Negotiated by Canadian Minister of Labour Rodolphe Lemieux and Japanese Foreign Minister Tadasu Hayashi, and signed on January 28, 1908 the agreement was established in the wake of rising anti-Asian sentiment in British Columbia, which culminated in the 1907 Vancouver anti-Asian riots, where white mobs attacked Chinese and Japanese businesses and homes. Unlike other anti-Asian exclusionary laws which had been harshly implemented, such as the Chinese Immigration Act (1885) and its later amendments, the Canadian government sought a more diplomatic solution with Japan to avoid straining bilateral relations.

Under the terms of this agreement, the Japanese government voluntarily limited the issuance of passports to male labourers and domestic servants to 400 annually. However, the agreement permitted certain categories of individuals to immigrate without restriction, including returning residents and their immediate family members (wives, children, and parents), individuals employed in personal or domestic services by Japanese residents in Canada, labourers approved by the Canadian government, and agricultural workers contracted by Japanese landholders in Canada. This arrangement allowed Canada to address domestic pressures to curb Japanese immigration while maintaining amicable diplomatic relations with Japan, which sought to avoid the indignity of formal exclusionary policies. Notably, the agreement did not restrict the immigration of wives of Japanese immigrants, where marriages were arranged via photographs, enabling many Japanese women to join their husbands in Canada. In 1928, the agreement was amended to further reduce the number of passports issued to male labourers and domestic servants to 150 per year.

== Consequences ==

=== Alternative forms of immigration ===
Despite the restriction of 400 Japanese immigrants per year imposed by the Canada-Japan Gentlemen’s Agreement of 1907-1908, Japanese immigration to Canada continued through various alternative pathways.

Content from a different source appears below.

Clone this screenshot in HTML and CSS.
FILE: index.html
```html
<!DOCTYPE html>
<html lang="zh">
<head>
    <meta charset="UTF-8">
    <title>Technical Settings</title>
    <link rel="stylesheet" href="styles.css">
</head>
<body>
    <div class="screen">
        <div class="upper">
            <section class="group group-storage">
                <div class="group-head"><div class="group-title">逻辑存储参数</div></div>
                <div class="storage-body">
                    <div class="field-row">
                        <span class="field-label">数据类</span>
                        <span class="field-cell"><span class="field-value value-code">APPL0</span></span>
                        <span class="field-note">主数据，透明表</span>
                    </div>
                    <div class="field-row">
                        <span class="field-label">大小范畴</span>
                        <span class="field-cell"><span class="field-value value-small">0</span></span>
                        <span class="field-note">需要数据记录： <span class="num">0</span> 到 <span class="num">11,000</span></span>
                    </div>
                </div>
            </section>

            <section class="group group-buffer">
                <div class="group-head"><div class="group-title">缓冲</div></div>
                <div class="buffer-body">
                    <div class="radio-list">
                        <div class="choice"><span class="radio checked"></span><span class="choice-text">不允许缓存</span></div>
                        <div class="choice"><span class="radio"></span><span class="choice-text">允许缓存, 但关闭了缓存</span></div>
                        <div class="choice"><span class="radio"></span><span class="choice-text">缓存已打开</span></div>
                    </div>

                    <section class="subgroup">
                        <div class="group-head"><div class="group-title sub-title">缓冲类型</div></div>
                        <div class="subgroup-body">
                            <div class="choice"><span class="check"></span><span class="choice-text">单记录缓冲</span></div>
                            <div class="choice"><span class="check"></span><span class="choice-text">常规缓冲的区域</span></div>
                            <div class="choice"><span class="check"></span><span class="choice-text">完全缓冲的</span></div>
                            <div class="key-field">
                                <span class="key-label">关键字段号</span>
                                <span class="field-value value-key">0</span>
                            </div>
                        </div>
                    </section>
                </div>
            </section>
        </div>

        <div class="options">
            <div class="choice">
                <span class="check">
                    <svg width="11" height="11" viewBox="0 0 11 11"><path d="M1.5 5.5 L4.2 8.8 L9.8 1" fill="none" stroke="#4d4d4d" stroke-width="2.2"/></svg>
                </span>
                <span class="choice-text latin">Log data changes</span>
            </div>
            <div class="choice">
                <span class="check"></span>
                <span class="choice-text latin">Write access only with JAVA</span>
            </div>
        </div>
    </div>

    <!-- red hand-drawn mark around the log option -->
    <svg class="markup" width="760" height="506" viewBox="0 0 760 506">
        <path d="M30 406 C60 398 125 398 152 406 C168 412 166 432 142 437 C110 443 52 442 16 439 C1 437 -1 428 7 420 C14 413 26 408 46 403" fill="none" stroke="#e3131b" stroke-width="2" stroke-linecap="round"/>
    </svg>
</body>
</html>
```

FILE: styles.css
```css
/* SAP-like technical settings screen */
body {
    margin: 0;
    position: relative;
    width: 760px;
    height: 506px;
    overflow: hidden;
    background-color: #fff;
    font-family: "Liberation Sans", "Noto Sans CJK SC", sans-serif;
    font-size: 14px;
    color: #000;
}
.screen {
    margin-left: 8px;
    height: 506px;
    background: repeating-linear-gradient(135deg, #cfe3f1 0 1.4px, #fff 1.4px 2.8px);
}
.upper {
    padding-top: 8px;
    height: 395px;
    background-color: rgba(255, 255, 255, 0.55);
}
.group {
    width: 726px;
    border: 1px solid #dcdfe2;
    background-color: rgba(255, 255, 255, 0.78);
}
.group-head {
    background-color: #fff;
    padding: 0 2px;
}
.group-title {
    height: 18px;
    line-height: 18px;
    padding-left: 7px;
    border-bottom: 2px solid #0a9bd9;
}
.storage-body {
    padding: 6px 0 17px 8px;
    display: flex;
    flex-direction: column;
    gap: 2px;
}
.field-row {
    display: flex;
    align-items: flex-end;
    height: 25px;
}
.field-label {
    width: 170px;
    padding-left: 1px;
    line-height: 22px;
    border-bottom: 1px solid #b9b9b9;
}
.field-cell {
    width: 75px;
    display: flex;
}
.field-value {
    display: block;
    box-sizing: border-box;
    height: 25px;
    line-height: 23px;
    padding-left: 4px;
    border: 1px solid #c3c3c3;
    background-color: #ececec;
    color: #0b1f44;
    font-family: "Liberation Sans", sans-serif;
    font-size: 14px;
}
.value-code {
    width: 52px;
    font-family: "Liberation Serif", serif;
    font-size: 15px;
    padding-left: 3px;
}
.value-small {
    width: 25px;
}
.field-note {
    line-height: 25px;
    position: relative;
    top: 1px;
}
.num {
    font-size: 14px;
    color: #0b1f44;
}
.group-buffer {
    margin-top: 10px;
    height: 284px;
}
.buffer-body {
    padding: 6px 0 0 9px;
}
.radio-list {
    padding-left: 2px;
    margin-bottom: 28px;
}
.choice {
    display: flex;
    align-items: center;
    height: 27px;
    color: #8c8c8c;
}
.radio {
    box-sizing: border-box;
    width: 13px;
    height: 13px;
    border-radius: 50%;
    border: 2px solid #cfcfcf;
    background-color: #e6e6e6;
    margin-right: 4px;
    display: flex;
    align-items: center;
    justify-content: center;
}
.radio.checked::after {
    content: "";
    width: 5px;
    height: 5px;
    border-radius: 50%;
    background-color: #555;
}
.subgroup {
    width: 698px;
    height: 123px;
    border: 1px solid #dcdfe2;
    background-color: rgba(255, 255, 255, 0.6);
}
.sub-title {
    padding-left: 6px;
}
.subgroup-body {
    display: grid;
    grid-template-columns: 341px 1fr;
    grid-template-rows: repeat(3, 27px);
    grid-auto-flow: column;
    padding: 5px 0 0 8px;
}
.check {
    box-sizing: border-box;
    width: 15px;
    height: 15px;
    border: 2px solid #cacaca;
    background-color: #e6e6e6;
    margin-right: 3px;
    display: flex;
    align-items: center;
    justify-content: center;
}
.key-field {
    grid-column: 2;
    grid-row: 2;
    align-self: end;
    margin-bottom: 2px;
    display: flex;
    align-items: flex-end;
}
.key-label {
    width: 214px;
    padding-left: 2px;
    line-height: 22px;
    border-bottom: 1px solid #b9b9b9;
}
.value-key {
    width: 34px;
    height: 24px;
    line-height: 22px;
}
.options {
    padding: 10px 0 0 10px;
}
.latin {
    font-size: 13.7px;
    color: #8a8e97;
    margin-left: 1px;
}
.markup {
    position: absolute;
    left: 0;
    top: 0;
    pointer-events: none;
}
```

==== Immigration through the United States ====
One of the pathways was immigration to Canada through Hawaii. Initially, many Japanese labourers migrated to Hawaii in search of employment opportunities. However, after the United States annexed Hawaii in 1898, some sought to move to the United States mainland or Canada to find work. Since the Japanese government was responsible for restricting direct immigration to Canada, Japanese immigrants already in the United States were beyond their jurisdiction. This allowed more than 50% of permanent Japanese immigrants to enter Canada through Hawaii, increasing Japanese arrivals in Canada before stricter immigration regulations were imposed. It later led to the employment of the Continuous Journey Regulation in 1908, when Canada closed off the immigration routes from Hawaii, restricting Japanese immigration.

==== Immigration through family sponsorships and picture brides ====
Another avenue for continued immigration was through family sponsorships. Japanese men who had already settled in Canada were able to sponsor their wives and children, facilitating the migration of family members despite broader restrictions on labourers. Since the agreement did not impose restrictions on the spouses of established Japanese immigrants, it led to the emergence of "picture brides." Many men arranged marriages through the exchange of photographs where they would choose their bride. Once the marriage was officially registered in Japan, the bride could legally immigrate to Canada. This allowed more than 6,000 "picture brides" to immigrate to Canada by 1924, resulting in the end of the "picture bride" system by 1928 as the Canadian government contained the quota to 150 immigrants per year.